GIVEN INSTRUCTION:
List each line of the data in which the string "this" appears.
## Start RECORD SET
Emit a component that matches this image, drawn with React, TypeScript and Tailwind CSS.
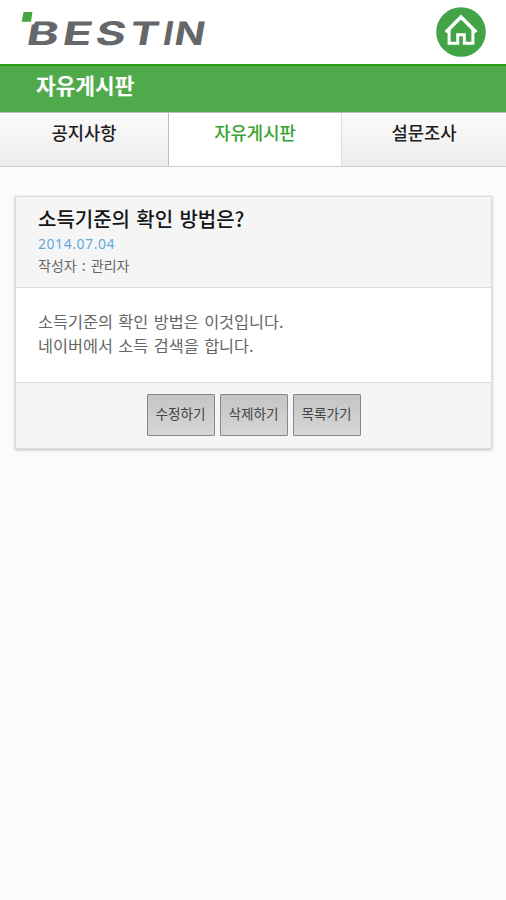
import { clsx } from "clsx";

const tabs = [
  { label: "공지사항", width: "w-[169px]", active: false },
  { label: "자유게시판", width: "w-[173px]", active: true },
  { label: "설문조사", width: "w-[164px]", active: false },
];

const actions = ["수정하기", "삭제하기", "목록가기"];

// x offset and horizontal stretch of each logo letter
const logoLetters = [
  { char: "B", x: 5, stretch: 1.5 },
  { char: "E", x: 41, stretch: 1.5 },
  { char: "S", x: 74, stretch: 1.42 },
  { char: "T", x: 108, stretch: 1.34 },
  { char: "I", x: 141.5, stretch: 1.1 },
  { char: "N", x: 153, stretch: 1.22 },
];

function Logo() {
  return (
    <svg width="200" height="48" viewBox="0 0 200 48" className="overflow-visible" role="img" aria-label="BESTIN">
      {logoLetters.map(({ char, x, stretch }) => (
        <text
          key={char}
          transform={`translate(${x} 36.4) skewX(-10) scale(${stretch} 1)`}
          fontSize="32.5"
          fontWeight="700"
          fill="#66676b"
          className="font-['Inter','Liberation_Sans',sans-serif]"
        >
          {char}
        </text>
      ))}
      <path d="M7 12h9l-2.4 3.6h-2L10 18.5H7z" fill="#fff" />
      <path d="M3.6 3h8.8L11 12.8H1.6z" fill="#43a63f" />
    </svg>
  );
}

function HomeIcon() {
  return (
    <svg width="50" height="50" viewBox="0 0 50 50" fill="none">
      <circle cx="25" cy="25" r="24.8" fill="#43a447" />
      <path d="M9.8 25.2 25 10l15.2 15.2" stroke="#fff" strokeWidth="3.6" />
      <path d="M13.1 23v13.2h8.6v-8.4h6.6v8.4h8.6V23" stroke="#fff" strokeWidth="3" />
    </svg>
  );
}

export default function App() {
  return (
    <div className="min-h-[900px] w-full overflow-hidden bg-[#fbfbfb] font-['Noto_Sans_CJK_KR',sans-serif] whitespace-nowrap">
      <header className="flex h-16 items-start justify-between bg-white pt-[7px] pr-5 pl-5">
        <div className="pt-0.5">
          <Logo />
        </div>
        <button type="button" aria-label="홈">
          <HomeIcon />
        </button>
      </header>

      <div className="h-12 border-t-2 border-[#269d18] bg-[#50aa4c] pl-9">
        <h1 className="text-[21.4px] leading-[37px] font-bold text-white">자유게시판</h1>
      </div>

      <nav className="flex h-[55px] border-t border-b border-t-[#b5c3b5] border-b-[#cfcfcf]">
        {tabs.map((tab) => (
          <a
            key={tab.label}
            className={clsx(
              "block text-center text-[17.7px] leading-[39px] font-medium",
              tab.width,
              tab.active
                ? "border-r border-[#dcdcdc] bg-white text-[#37a32f]"
                : "bg-linear-to-b from-[#fbfbfb] to-[#ececec] text-[#202020] first:border-r first:border-[#bdbdbd]",
            )}
          >
            {tab.label}
          </a>
        ))}
      </nav>

      <article className="mt-[29px] mr-3.5 ml-[15px] border border-[#dcdcdc] bg-white shadow-[0_1px_3px_rgba(0,0,0,0.25)]">
        <div className="h-[91px] border-b border-[#dcdcdc] bg-[#f5f5f5] px-[22px] pt-2">
          <h2 className="text-[20px] leading-7 font-medium text-[#151515] [word-spacing:1.8px]">
            소득기준의 확인 방법은?
          </h2>
          <p className="font-['Noto_Sans',sans-serif] text-[14px] leading-[22px] tracking-[0.55px] text-[#62a9dc]">
            2014.07.04
          </p>
          <p className="text-[14px] leading-[21px] text-[#666] [word-spacing:2px]">작성자 : 관리자</p>
        </div>
        <div className="h-[94px] px-[22px] pt-[21px] text-[16.3px] leading-6 text-[#666] [word-spacing:1.8px]">
          <p>소득기준의 확인 방법은 이것입니다.</p>
          <p>네이버에서 소득 검색을 합니다.</p>
        </div>
        <div className="flex h-[66px] justify-center gap-[5px] border-t border-[#dcdcdc] bg-[#f5f5f5] pt-[11px]">
          {actions.map((label) => (
            <button
              key={label}
              type="button"
              className="h-[42px] w-[68px] rounded-[1px] border border-[#888] bg-linear-to-b from-[#c5c5c5] to-[#d6d6d6] pb-[3px] text-[13.6px] text-[#444]"
            >
              {label}
            </button>
          ))}
        </div>
      </article>
    </div>
  );
}
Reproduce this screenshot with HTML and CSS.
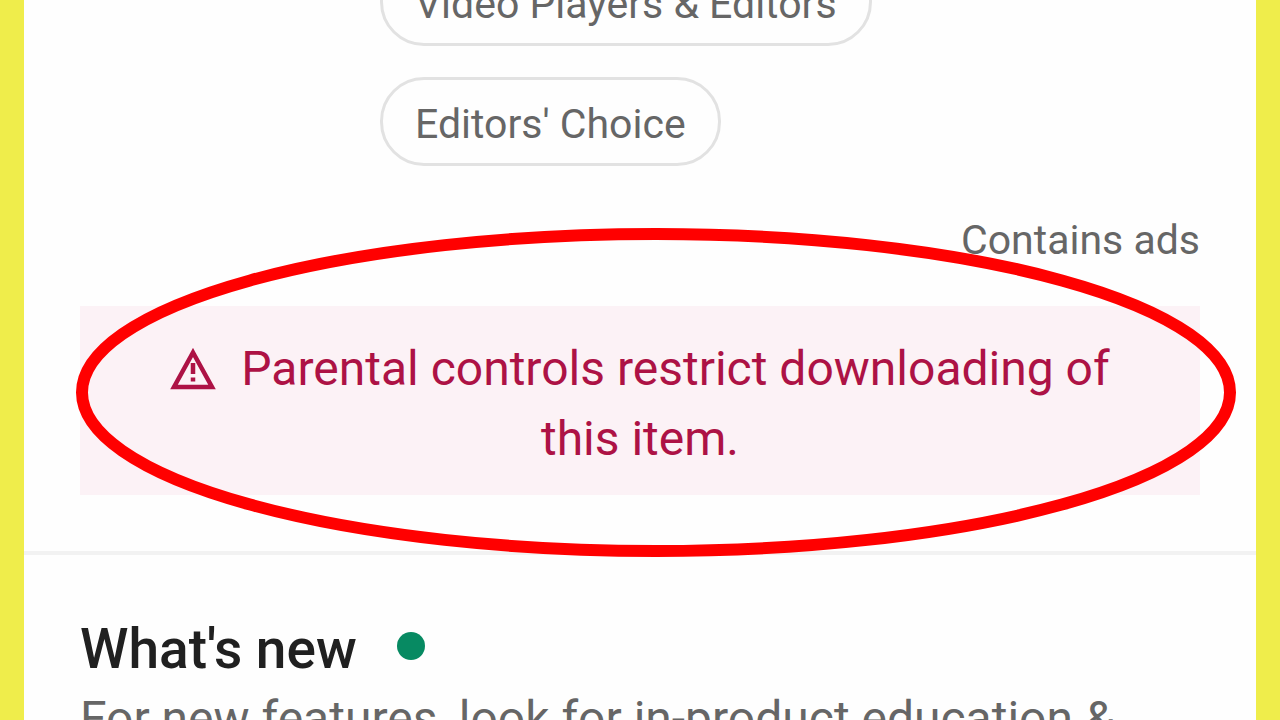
FILE: index.html
```html
<!DOCTYPE html>
<html lang="en">
<head>
<meta charset="utf-8">
<title>App details</title>
<link rel="stylesheet" href="styles.css">
</head>
<body>
<main class="page">
  <section class="details">
    <nav class="tags">
      <a class="tag" href="#">Video Players &amp; Editors</a>
      <a class="tag" href="#">Editors' Choice</a>
    </nav>
    <p class="ads">Contains ads</p>
    <div class="notice" role="alert">
      <p class="notice-text"><svg class="warning" viewBox="0 0 46 42" aria-hidden="true"><path d="M23 4.500 42 39H4Z" fill="none" stroke="currentColor" stroke-width="4.500"/><path d="M23 15v11M23 29.500v4" stroke="currentColor" stroke-width="4.500"/></svg>Parental controls restrict downloading of this item.</p>
      <svg class="ring" viewBox="0 0 1160 329" preserveAspectRatio="none" aria-hidden="true"><ellipse cx="580" cy="164.500" rx="574" ry="158.500"/></svg>
    </div>
  </section>
  <section class="news">
    <h2 class="news-title">What's new<span class="dot"></span></h2>
    <p class="news-text">For new features, look for in-product education &amp;</p>
  </section>
</main>
</body>
</html>
```
FILE: styles.css
```css
* { box-sizing: border-box; }

body {
  margin: 0;
  height: 100vh;
  overflow: hidden;
  background: #efed4b;
  font-family: Roboto, "Liberation Sans", sans-serif;
  color: #666;
}

.page {
  height: 100%;
  margin: 0 24px;
  background: #fefefe;
  overflow: hidden;
}

.details {
  padding: 0 56px 56px;
  border-bottom: 4px solid #f2f2f2;
}

.tags {
  display: flex;
  flex-direction: column;
  align-items: flex-start;
  gap: 31px;
  margin-top: -43px;
  margin-left: 300px;
}

.tag {
  padding: 5px 32px 0;
  border: 3px solid #e2e2e2;
  border-radius: 44px;
  font-size: 41px;
  line-height: 78px;
  color: #666;
  text-decoration: none;
  white-space: nowrap;
}

.ads {
  margin: 50px 0 42px;
  font-size: 41px;
  line-height: 48px;
  text-align: right;
}

.notice {
  position: relative;
  padding: 28px 80px 21px;
  background: #fcf2f6;
  color: #ad1245;
}

.notice-text {
  margin: 0;
  font-size: 48px;
  line-height: 70px;
  text-align: center;
}

.warning {
  width: 46px;
  height: 42px;
  margin-right: 25px;
  vertical-align: -5px;
}

.ring {
  position: absolute;
  top: -78px;
  left: -4px;
  width: calc(100% + 40px);
  height: 329px;
  fill: none;
  stroke: #ff0000;
  stroke-width: 12;
}

.news { padding: 64px 56px 0; }

.news-title {
  display: flex;
  align-items: center;
  gap: 40px;
  margin: 0;
  font-size: 55px;
  font-weight: 500;
  line-height: 60px;
  color: #202020;
}

.dot {
  width: 28px;
  height: 28px;
  margin-bottom: 6px;
  border-radius: 50%;
  background: #078a62;
}

.news-text {
  margin: 13px 0 0;
  font-size: 48px;
  line-height: 54px;
  white-space: nowrap;
}
```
## End RECORD SET
WRITTEN RESPONSE:
Emit a component that matches this image, drawn with React, TypeScript and Tailwind CSS.
Reproduce this screenshot with HTML and CSS.
      <p class="notice-text"><svg class="warning" viewBox="0 0 46 42" aria-hidden="true"><path d="M23 4.500 42 39H4Z" fill="none" stroke="currentColor" stroke-width="4.500"/><path d="M23 15v11M23 29.500v4" stroke="currentColor" stroke-width="4.500"/></svg>Parental controls restrict downloading of this item.</p>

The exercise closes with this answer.